Nedomansky isn’t playing fair, though: He’s stacked the deck in his favour by picking comparison films from directors like Tony Scott and Paul Greengrass, who embrace the still-popular “shaky cam” style of action filmmaking. I’d actually like to see a similar comparison between Fury Road and other, more coherently directed films like Chad Stahelski’s John Wick or any of Justin Lin’s Fast and the Furious films. Both of those examples match Fury Road‘s clean shots and deliberate editing, even if they don’t always match its ambition and artfulness.

The whole thing reminds me of a video essay series by Matthias Stork titled “Chaos Cinema”, which dissects the shaky-cam approach of Scott, Greengrass, Bay and so on, and lays out some of Stork’s problems with it:

In the years since I first saw that video, I’ve come to appreciate the quick-cut approach more than I used to. I may not care for shaky-cam action films, but I don’t think that Greengrass and Bay are incompetent, or anything like that. They’re going for something deliberate, it just happens to be something I don’t care for or think works that well.

Back when I wrote about Edgar Wright’s phenomenal Hot Fuzz, I called out one particularly funny visual gag that jams eight shots into about a second and a half of space:

Looking at that clip now, I’m struck by how it manages to remain coherent. Wright centres each shot and allows your eye process what it’s seeing, despite the fact that he’s cutting so fast that it takes a slow-mo gif to really make sense of it:

I’m fascinated by the tricks and techniques good action directors use to manage the audience’s attention amid the chaos and excitement of the events on screen. This stuff obviously has application to video games or any other visual medium, but it’s also plenty interesting on its own.

I loved Mad Max: Fury Road, and not just because it featured a dude with a fire-breathing electric guitar. It’s one of the best action films I’ve ever seen, and the seeing is the important part: thanks to the filmmakers’ considered, consistent approach to framing, I could make sense of every moment.


  • the still-popular “shaky cam” style of action filmmaking

    Constantly used sure…

    But I would argue never popular with the audience to be honest. It’s the one constant complaint I hear from people on forums, in cinemas etc. “Shakey cam is shit, you can’t see anything”. It’s used time and time again to hide bad choreography, bad film editing, bad cinematography etc. Shakey cam is just terrible.

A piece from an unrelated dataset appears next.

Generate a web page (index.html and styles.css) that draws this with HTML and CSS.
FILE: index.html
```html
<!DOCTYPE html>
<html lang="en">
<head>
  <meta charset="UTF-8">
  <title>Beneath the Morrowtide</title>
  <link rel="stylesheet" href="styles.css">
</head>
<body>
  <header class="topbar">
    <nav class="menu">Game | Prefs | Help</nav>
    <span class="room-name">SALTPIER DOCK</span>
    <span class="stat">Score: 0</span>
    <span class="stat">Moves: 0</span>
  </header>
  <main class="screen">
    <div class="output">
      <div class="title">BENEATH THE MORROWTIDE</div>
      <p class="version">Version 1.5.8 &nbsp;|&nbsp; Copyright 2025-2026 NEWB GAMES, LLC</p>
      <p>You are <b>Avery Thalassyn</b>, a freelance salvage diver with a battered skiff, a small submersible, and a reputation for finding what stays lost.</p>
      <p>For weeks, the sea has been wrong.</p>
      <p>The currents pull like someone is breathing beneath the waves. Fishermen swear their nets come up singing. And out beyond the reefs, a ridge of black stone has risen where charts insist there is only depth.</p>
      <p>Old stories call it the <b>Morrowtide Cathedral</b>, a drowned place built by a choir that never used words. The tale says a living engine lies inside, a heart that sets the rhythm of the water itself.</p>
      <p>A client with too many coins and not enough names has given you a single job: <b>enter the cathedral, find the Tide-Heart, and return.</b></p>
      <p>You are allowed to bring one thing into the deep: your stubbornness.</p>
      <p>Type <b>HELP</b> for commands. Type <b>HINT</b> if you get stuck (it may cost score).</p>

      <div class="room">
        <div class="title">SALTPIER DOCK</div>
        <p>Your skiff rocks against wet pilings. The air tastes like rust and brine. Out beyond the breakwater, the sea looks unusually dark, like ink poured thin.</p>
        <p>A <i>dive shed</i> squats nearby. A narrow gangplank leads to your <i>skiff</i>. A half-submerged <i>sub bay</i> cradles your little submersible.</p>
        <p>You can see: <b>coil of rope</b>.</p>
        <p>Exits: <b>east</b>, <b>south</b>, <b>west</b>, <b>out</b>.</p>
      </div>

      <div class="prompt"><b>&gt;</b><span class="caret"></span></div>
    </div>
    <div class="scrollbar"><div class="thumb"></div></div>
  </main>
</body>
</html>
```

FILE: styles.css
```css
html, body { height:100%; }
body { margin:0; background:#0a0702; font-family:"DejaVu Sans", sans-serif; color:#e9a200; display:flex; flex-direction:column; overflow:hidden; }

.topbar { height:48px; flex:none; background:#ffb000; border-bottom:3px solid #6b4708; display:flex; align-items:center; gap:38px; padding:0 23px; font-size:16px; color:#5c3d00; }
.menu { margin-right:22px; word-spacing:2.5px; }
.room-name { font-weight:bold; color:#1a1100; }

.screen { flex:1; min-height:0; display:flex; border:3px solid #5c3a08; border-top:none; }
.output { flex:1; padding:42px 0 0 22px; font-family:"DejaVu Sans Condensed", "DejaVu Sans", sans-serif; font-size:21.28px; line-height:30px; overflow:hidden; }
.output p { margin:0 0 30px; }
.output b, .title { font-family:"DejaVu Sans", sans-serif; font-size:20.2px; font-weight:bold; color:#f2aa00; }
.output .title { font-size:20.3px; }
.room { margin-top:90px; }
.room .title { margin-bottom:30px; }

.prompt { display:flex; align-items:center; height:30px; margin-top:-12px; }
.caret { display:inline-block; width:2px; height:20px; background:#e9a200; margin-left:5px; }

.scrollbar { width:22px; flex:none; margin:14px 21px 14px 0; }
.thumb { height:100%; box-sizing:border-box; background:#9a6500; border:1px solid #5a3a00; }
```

    • It’s used time and time again to hide bad choreography, bad film editing, bad cinematography etc.

      So true… My pet hate is the ‘accidental’ dutch angle move, where instead of actually compositing a shot so that it makes sense, it’s just “oops, the camera fell over a bit!”

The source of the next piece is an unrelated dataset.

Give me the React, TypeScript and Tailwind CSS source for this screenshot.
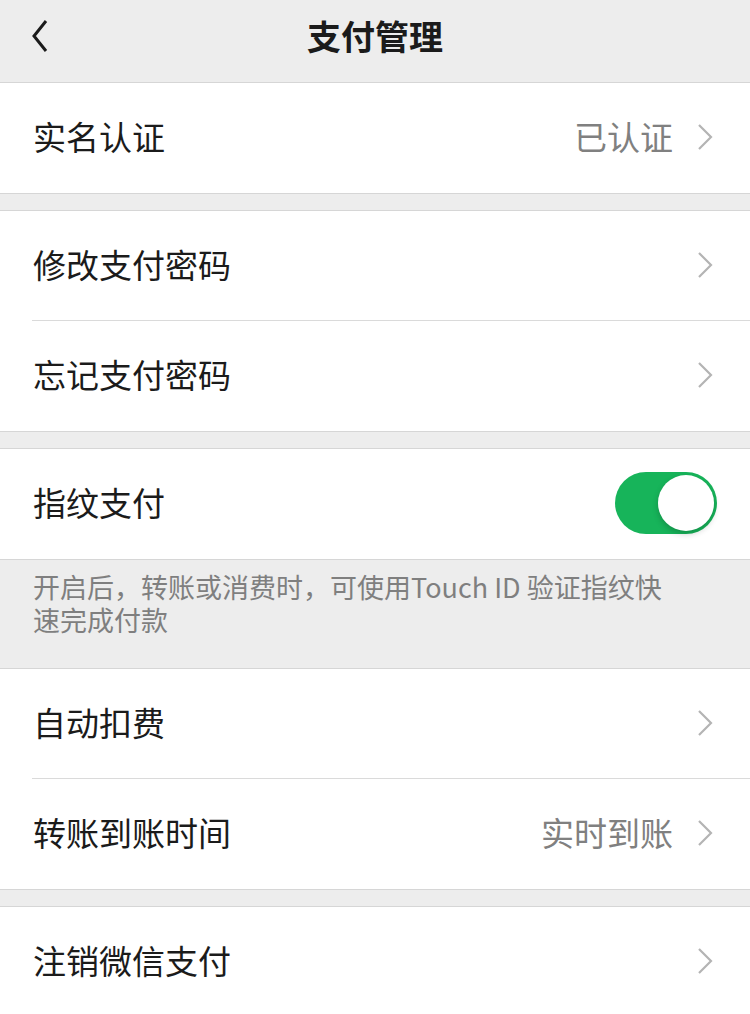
const font = { fontFamily: '"Noto Sans CJK SC", "Noto Sans", sans-serif' };

function Chevron() {
  return (
    <svg width="16" height="28" viewBox="0 0 16 28" className="shrink-0">
      <path d="M2 2 L14 14 L2 26" fill="none" stroke="#b4b4b4" strokeWidth="2.2" />
    </svg>
  );
}

function Row({
  label,
  value,
  divider,
  right,
}: {
  label: string;
  value?: string;
  divider?: boolean;
  right?: React.ReactNode;
}) {
  return (
    <div className="relative flex h-[110px] items-center bg-white pb-[3px] pl-[33px] pr-[37px]">
      <span className="flex-1 text-[33px] leading-none text-[#1b1b1b]">{label}</span>
      {right ?? (
        <div className="flex items-center gap-[24px]">
          {value && <span className="text-[33px] leading-none text-[#808080]">{value}</span>}
          <Chevron />
        </div>
      )}
      {divider && <div className="absolute bottom-0 left-[32px] right-0 h-px bg-[#dadada]" />}
    </div>
  );
}

function Group({ children }: { children: React.ReactNode }) {
  return <div className="border-y border-[#d6d6d6] bg-white">{children}</div>;
}

function Toggle() {
  return (
    <div className="flex h-[62px] w-[102px] items-center justify-end rounded-full bg-[#17b45a] p-[3px]">
      <div className="h-[56px] w-[56px] rounded-full bg-white shadow-[0_3px_6px_rgba(0,0,0,0.2)]" />
    </div>
  );
}

export default function App() {
  return (
    <div className="h-[1014px] w-[750px] overflow-hidden bg-[#ededed]" style={font}>
      <header className="relative flex h-[82px] items-center justify-center pb-[10px]">
        <svg width="18" height="34" viewBox="0 0 18 34" className="absolute left-[31px] top-[19px]">
          <path d="M15 2 L3 17 L15 32" fill="none" stroke="#1b1b1b" strokeWidth="3" />
        </svg>
        <h1 className="text-[34px] font-bold leading-none text-[#1b1b1b]">支付管理</h1>
      </header>

      <Group>
        <Row label="实名认证" value="已认证" />
      </Group>
      <div className="h-[16px]" />
      <Group>
        <Row label="修改支付密码" divider />
        <Row label="忘记支付密码" />
      </Group>
      <div className="h-[16px]" />
      <Group>
        <Row label="指纹支付" right={<div className="-mr-[4px]"><Toggle /></div>} />
      </Group>
      <div className="flex h-[108px] flex-col gap-[2px] pl-[33px] pt-[11px] text-[27px] leading-[31px] text-[#7f7f7f]">
        <span>开启后，转账或消费时，可使用Touch ID 验证指纹快</span>
        <span>速完成付款</span>
      </div>
      <Group>
        <Row label="自动扣费" divider />
        <Row label="转账到账时间" value="实时到账" />
      </Group>
      <div className="h-[16px]" />
      <Group>
        <Row label="注销微信支付" />
      </Group>
    </div>
  );
}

      On topic, it’s a damn shame Miller said he probably won’t do any more Mad Max films. I was keen as mustard for a new trilogy.

    • What also grinds my gears about shaky cam is how it’s often invoked to provide the impression that the audience is ‘there’ among the chaos with their darting eyes/wobbly hand-held camcorder but it’s pointless: we’re not there! We already know all the characters that are in this scene! Our viewpoint is non-diegetic and is there for the sole purpose of giving us a specific window into the scene that will present the story better than being there ever would.

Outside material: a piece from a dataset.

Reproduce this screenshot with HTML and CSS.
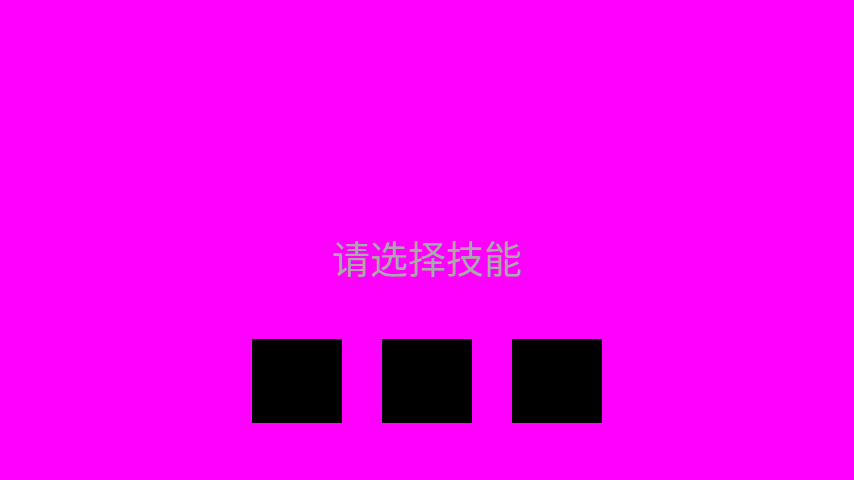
FILE: index.html
```html
<!DOCTYPE html>
<html lang="zh">
<head>
<meta charset="utf-8">
<link rel="stylesheet" href="styles.css">
</head>
<body>
<main class="screen">
  <h1 class="title">请选择技能</h1>
  <div class="skills">
    <div class="skill"></div>
    <div class="skill"></div>
    <div class="skill"></div>
  </div>
</main>
</body>
</html>
```
FILE: styles.css
```css
html, body {
  margin: 0;
  padding: 0;
  background: #ff00ff;
}
.screen {
  width: 854px;
  height: 480px;
  display: flex;
  flex-direction: column;
  align-items: center;
  padding-top: 238px;
  box-sizing: border-box;
}
.title {
  margin: 0;
  font-family: "Noto Sans CJK SC", "Noto Sans", sans-serif;
  font-weight: 400;
  font-size: 38px;
  line-height: 38px;
  color: #a9a9a9;
}
.skills {
  display: flex;
  gap: 40px;
  margin-top: 63px;
}
.skill {
  width: 90px;
  height: 84px;
  background: #000;
}
```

      • Cinephiles (like me) deconstruct everything as we watch it. But for most, cinema is escapism. So lots of people do want to feel like they are in the moment.

        • True. But I think this is doable without making such an audience connection to the viewpoint, like words on the page, a movies camera is often invisible to the experience. In fact, I consider it remarkably easy to ignore the 4th wall; I hardly ever hear the casual movie-going audience complain about lacking cinematography (this shaky-cam debate excepted) as most won’t notice it. Instead they criticize what is impossible to ignore: acting, plot, special effects…

          There’s definitely a place for that ‘in-body’ experience of shaky-cam and there’s some films that use it very well. However I just don’t think audiences need it to feel like they’re there, because in film – you’re always there.

    • I hate it usually, but I think the opening scenes of Saving Private Ryan does shaky cam well, so I think it has a place. But agree; overused to band aid over something ugly.

      • The Saving Private Ryan one is a bit different for me. It fits the situation, it’s not overdone and it actually emphasises the whole panic of the situation. Compare that to something like Cloverfield, which just *abuses* the concept and yeah…

  • I was astounded watching the extras on the BD that the truck rolling and the monster truck jump and the polecats were all happening for reals.

    I assumed that the bulk of it was real, but the crazy stuff was CG, but way, way more than I could have imagined was actual full size vehicles, shot at speed. It is insane.

  • In particular, I hope Fury Road wins Oscars for Best Director, Best Cinematography and Best Editing.I’m torn between Mad Max and The Hateful Eight for cinematography, but I’m leaning towards the latter.

    • That’s a damn tough choice. The opening 4-5 minute shot for Hateful Eight was just jawdropping alone…

      • Would you recommend it? How does it compare to Tarantino’s previous work (of which I’m not overly fond)?

        • Its more straightforward than his other works. Highly enjoyable. But it does have the standard tarantino issues i.e. reliant on extra long exposition (i love this, others dont) for example.

          • Mmk. I enjoyed Jango a lot more than I expected, but just found inglorious basterds to be… well shit really.

      • I’d give it to Fury Road if only because Revenant felt like it was trying too hard to be art and never really took its hand of it, where Fury Road had a very specific objective – show you the important things.

        • Don’t get me wrong… I didn’t like The Revenant.

          But there are some absolutely beautiful shots in that film… they absolutely carried the felling of the environment.
          Leo shouldn’t get the Oscar for it though.

  • I wanna give a shoutout to Kingsman: The Secret Service. You could clearly see every little thing that happened in the action scenes.